Privacy compliance today is not just about notice and consent language. It is about operational control, retention discipline, vendor management, sensitive-data minimization, and defensible proof that the organization actually governed the data it collected.

The bigger takeaway

The Supreme Court’s telecom privacy fines case is shaping up to be one of the defining privacy law stories of 2026 because it asks a simple but foundational question: when companies mishandle sensitive data, who has the power to punish them, and how?

If the Court upholds the FCC’s fines, regulators will preserve an important mechanism for turning privacy rules into real consequences. If the Court sides with the carriers, agencies across Washington may face a future in which major penalties become harder, slower, and more expensive to impose.

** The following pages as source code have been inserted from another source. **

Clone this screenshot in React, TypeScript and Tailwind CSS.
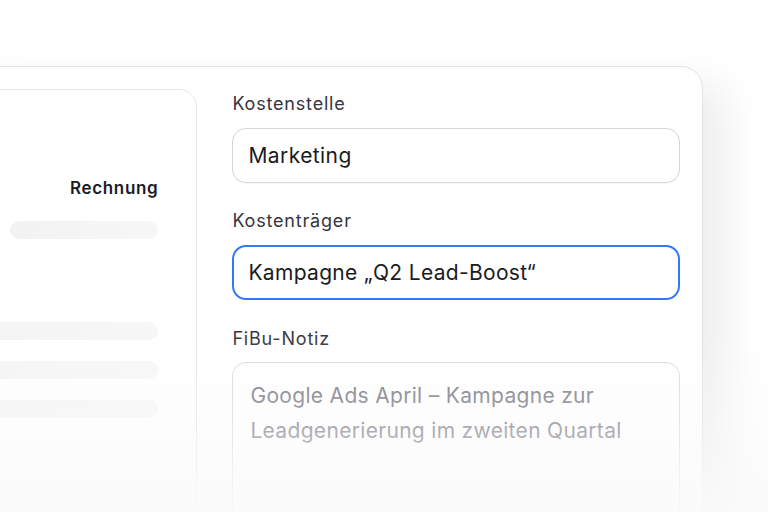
export default function App() {
  return (
    <div className="relative w-[768px] h-[512px] overflow-hidden bg-white font-['Inter',sans-serif]">
      <div className="pt-[66px]">
        <div className="-ml-[40px] w-[743px] h-[520px] rounded-[22px] border border-[#e2e2e6] bg-white shadow-[24px_16px_40px_rgba(0,0,0,0.07)] flex pl-[16px] pr-[22px] pt-[22px]">
          {/* left preview card */}
          <div className="w-[221px] h-[480px] rounded-[18px] border border-[#e6e6ea] pr-[38px] pt-[86px] flex flex-col items-end">
            <p className="text-[17px] leading-[24px] font-semibold tracking-[0.04em] text-[#181c28]">Rechnung</p>
            <div className="mt-[21px] w-[148px] h-[18px] rounded-full bg-gradient-to-r from-[#f2f2f3] to-[#f7f7f8]" />
            <div className="mt-[83px] w-full h-[18px] rounded-full bg-gradient-to-r from-[#f4f4f5] to-[#f7f7f8]" />
            <div className="mt-[21px] w-full h-[18px] rounded-full bg-gradient-to-r from-[#f4f4f5] to-[#f7f7f8]" />
            <div className="mt-[21px] w-full h-[18px] rounded-full bg-gradient-to-r from-[#f4f4f5] to-[#f7f7f8]" />
          </div>

          {/* form */}
          <div className="ml-[35px] w-[449px] flex flex-col">
            <label className="text-[18px] leading-[24px] tracking-[0.045em] text-[#36363e] h-[24px] mt-[3px]">Kostenstelle</label>
            <div className="mt-[12px] h-[55px] rounded-[14px] border border-[#d6d6db] bg-white px-[15px] flex items-center shadow-[0_1px_2px_rgba(0,0,0,0.04)]">
              <span className="text-[21px] tracking-[0.02em] text-[#1b1b22]">Marketing</span>
            </div>
            <label className="mt-[26px] text-[18px] leading-[24px] tracking-[0.045em] text-[#36363e] h-[24px]">Kostenträger</label>
            <div className="mt-[12px] h-[55px] rounded-[14px] border-2 border-[#3478f6] bg-white px-[14px] flex items-center">
              <span className="text-[21px] tracking-[0.015em] text-[#1b1b22]">Kampagne „Q2 Lead-Boost“</span>
            </div>
            <label className="mt-[27px] text-[18px] leading-[24px] tracking-[0.045em] text-[#36363e] h-[24px]">FiBu-Notiz</label>
            <div className="mt-[11px] h-[180px] rounded-[14px] border border-[#d6d6db] bg-white pl-[17px] pr-[16px] pt-[15px]">
              <p className="text-[21px] leading-[35px] tracking-[0.015em] text-[#6e6e78]">
                Google Ads April – Kampagne zur
                <br />
                Leadgenerierung im zweiten Quartal
              </p>
            </div>
          </div>
        </div>
      </div>

      {/* bottom fade */}
      <div className="pointer-events-none absolute left-0 right-0 bottom-0 h-[180px] bg-gradient-to-b from-[rgba(250,250,251,0)] via-[rgba(250,250,251,0.4)] to-[rgba(250,250,251,0.95)]" />
    </div>
  )
}
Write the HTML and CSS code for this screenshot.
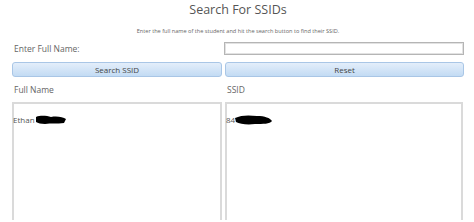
FILE: index.html
```html
<!DOCTYPE html>
<html lang="en">
<head>
  <meta charset="UTF-8">
  <meta name="viewport" content="width=device-width, initial-scale=1.0">
  <title>Search For SSIDs</title>
  <link rel="stylesheet" href="styles.css">
</head>
<body>
  <div class="page">
    <h1 class="title">Search For SSIDs</h1>
    <p class="hint">Enter the full name of the student and hit the search button to find their SSID.</p>

    <div class="grid">
      <label class="label name-label" for="fullName">Enter Full Name:</label>
      <input class="name-input" id="fullName" type="text">

      <button class="btn">Search SSID</button>
      <button class="btn">Reset</button>

      <div class="label col-label">Full Name</div>
      <div class="label col-label">SSID</div>

      <div class="result">
        <span class="result-text">Ethan</span>
        <svg class="redact" width="32" height="12" viewBox="0 0 32 12">
          <path d="M1 3 C6 1 12 2 16 3 C22 2 28 3 31 5 L29 9 C22 10 16 9 10 10 C6 10 3 9 1 8 Z" fill="#000"/>
        </svg>
      </div>
      <div class="result">
        <span class="result-text">84</span>
        <svg class="redact" width="38" height="12" viewBox="0 0 38 12">
          <path d="M0 4 C6 1 14 1 22 2 C30 2 35 4 37 7 C35 10 28 10 20 10 C12 11 5 10 1 8 Z" fill="#000"/>
        </svg>
      </div>
    </div>
  </div>
</body>
</html>
```

FILE: styles.css
```css
body {
  margin: 0;
  font-family: "Open Sans", "Noto Sans", sans-serif;
  background-color: #fff;
  color: #666;
}

.page {
  padding: 1px 10px 0 12px;
}

.title {
  margin: 0;
  text-align: center;
  font-size: 12.5px;
  font-weight: normal;
  color: #555;
  line-height: 17px;
}

.hint {
  margin: 8px 0 5px;
  text-align: center;
  font-size: 5.6px;
  color: #666;
  line-height: 10px;
}

.grid {
  display: grid;
  grid-template-columns: 210px 1fr;
  column-gap: 3px;
}

.label {
  font-size: 8.5px;
  color: #666;
  padding-left: 2px;
}

.name-label {
  line-height: 14px;
  margin-top: 1px;
}

.name-input {
  box-sizing: border-box;
  height: 13px;
  margin: 1px 0 0 -1px;
  border: 1px solid #b5b5b5;
  box-shadow: inset 0 0 0 1px #e2e2e2;
  padding: 0;
}

.btn {
  box-sizing: border-box;
  height: 15px;
  margin-top: 6px;
  border: 1px solid #a9c6e6;
  border-radius: 3px;
  background: linear-gradient(#e3eefa, #c3dbf4);
  font-family: inherit;
  font-size: 8px;
  color: #444;
  padding: 0;
}

.col-label {
  margin-top: 7px;
  line-height: 12px;
}

.result {
  box-sizing: border-box;
  height: 118px;
  margin-top: 6px;
  border: 2px solid #dadada;
  border-bottom: none;
  padding: 10px 0 0 0;
  display: flex;
  align-items: center;
  align-content: flex-start;
  flex-wrap: wrap;
}

.result + .result {
  margin-right: 1px;
}

.result-text {
  font-size: 8px;
  color: #555;
  line-height: 12px;
  margin-left: -1px;
}

.redact {
  display: block;
}
```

Either way, the decision will matter far beyond wireless carriers. It will help determine whether U.S. privacy enforcement remains a workable regulatory system or becomes a much more cumbersome court-first model.

For the privacy industry, this is not an abstract constitutional debate. It is a live test of whether accountability in the data economy will stay meaningful.

And that is why watchdogs are fighting so hard right now to keep those telecom privacy fines intact.

The Supreme Court may be deciding a telecom case, but the ripple effects could reach every company that collects, shares, or monetizes sensitive consumer data. Businesses should use this moment to tighten data mapping, vendor oversight, consent governance, and location-data controls before the next enforcement wave arrives.